Our God is holy and righteous. He is also loving and full of mercy. These don’t cancel each other out, and we can’t adhere to one and not the other.

Sin has a diabolical agenda that will take us further down the road of good intentions than we ever imagined. Following Jesus requires hard things sometimes. It means we die to sin and self. We don’t rejoice in sin but flee from it. When others are stuck, we point them to a God who loves them and wants them free. The argument of “you’re too judgmental,  God just wants us to love each other” is worn out with me. A true disciple does everything in love. Speaking the truth does not equate me with Westboro Baptist lunatics. If we ignore what He says in His Word, if we rearrange it to suit our feelings, no matter how noble they may be, we are not living as Jesus followers. We are nothing more than people-pleasers.

“In the end its like two locals telling a visitor how to get into a building. One tells the visitor he must go through the main gate, while the other says to go through an easier side door. The latter fears the main gate is too far away and too hard to enter.
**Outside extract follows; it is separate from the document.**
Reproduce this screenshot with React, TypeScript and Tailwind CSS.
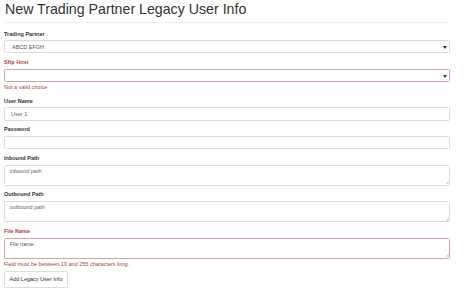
import React from "react";

const font = { fontFamily: '"Liberation Sans", Arial, sans-serif' };

function Label({ children, error }: { children: React.ReactNode; error?: boolean }) {
  return (
    <div
      className={`text-[5.5px] leading-[7.8px] font-bold mb-[1.9px] ${error ? "text-[#a94442]" : "text-[#333]"}`}
    >
      {children}
    </div>
  );
}

function Caret() {
  return (
    <svg width="4" height="3" viewBox="0 0 4 3" className="absolute right-[2px] top-[5px]">
      <path d="M0 0 L4 0 L2 3 Z" fill="#333" />
    </svg>
  );
}

function Grip() {
  return (
    <svg width="3" height="3" viewBox="0 0 3 3" className="absolute right-[0.5px] bottom-[0.5px]">
      <path d="M3 0 L0 3 M3 1.5 L1.5 3" stroke="#999" strokeWidth="0.5" />
    </svg>
  );
}

export default function App() {
  return (
    <div className="w-[474px] h-[293px] bg-white overflow-hidden" style={font}>
      <div className="pl-[4px] w-[450px]">
        <h1 className="text-[14.2px] leading-[15px] text-[#333] font-normal mt-[1.5px] pl-[1px]">
          New Trading Partner Legacy User Info
        </h1>
        <div className="mt-[5.5px] h-px bg-[#eeeeee] w-[444px]" />
        <div className="mt-[7.6px]">
          <div className="mb-[5.8px]">
            <Label>Trading Partner</Label>
            <div className="relative h-[13.2px] border border-[#dddddd] rounded-[1.5px] bg-white shadow-[inset_0_0.5px_0.5px_rgba(0,0,0,0.06)]">
              <span className="absolute left-[7px] top-[2.4px] text-[5.5px] leading-[7.8px] text-[#555]">ABCD EFGH</span>
              <Caret />
            </div>
          </div>
          <div className="mb-[5.8px]">
            <Label error>Sftp Host</Label>
            <div className="relative h-[13.2px] border border-[#cfa3a3] rounded-[1.5px] bg-white">
              <Caret />
            </div>
            <div className="mt-[1.9px] text-[5.5px] leading-[7.8px] text-[#a94442]">Not a valid choice</div>
          </div>
          <div className="mb-[5.8px]">
            <Label>User Name</Label>
            <div className="h-[13.2px] border border-[#dddddd] rounded-[1.5px] bg-white pl-[6px] pt-[2.2px] text-[5.5px] leading-[7.8px] text-[#666]">
              User 1
            </div>
          </div>
          <div className="mb-[5.8px]">
            <Label>Password</Label>
            <div className="h-[13.2px] border border-[#dddddd] rounded-[1.5px] bg-white" />
          </div>
          <div className="mb-[5.8px]">
            <Label>Inbound Path</Label>
            <div className="relative h-[21px] border border-[#dddddd] rounded-[1.5px] bg-white pl-[4.7px] pt-[2.2px] text-[5.5px] leading-[7.8px] text-[#666]">
              inbound path
              <Grip />
            </div>
          </div>
          <div className="mb-[5.8px]">
            <Label>Outbound Path</Label>
            <div className="relative h-[21px] border border-[#dddddd] rounded-[1.5px] bg-white pl-[4.7px] pt-[2.2px] text-[5.5px] leading-[7.8px] text-[#666]">
              outbound path
              <Grip />
            </div>
          </div>
          <div>
            <Label error>File Name</Label>
            <div className="relative h-[21px] border border-[#cfa3a3] rounded-[1.5px] bg-white pl-[4.7px] pt-[2.2px] text-[5.5px] leading-[7.8px] text-[#555]">
              File name
              <Grip />
            </div>
            <div className="mt-[1.9px] text-[5.5px] leading-[7.8px] text-[#a94442]">
              Field must be between 10 and 255 characters long.
            </div>
          </div>
          <div className="mt-[3px] flex">
            <button className="flex items-center justify-center h-[17px] w-[64px] border border-[#dddddd] rounded-[1.5px] bg-white text-[5.5px] leading-[7.8px] text-[#333]">
              Add Legacy User Info
            </button>
          </div>
        </div>
      </div>
    </div>
  );
}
Initially, this local appears to make it easier for the visitor to get in, while the other seems to impose a harsher standard – until you find out there’s no side door. 

While the easier instruction is well intended, it’s sadly just another way of keeping the visitor out.” Derek Rishmawy, The Gospel Coalition 

It is precisely because we don’t want any to perish that we are speaking up. We don’t want anyone left out,  Jesus didn’t come to be exclusive, He came for all of us. Ironically, those screaming to include what God has deemed not acceptable in His kingdom are shutting the door on the very people they hope to bring in.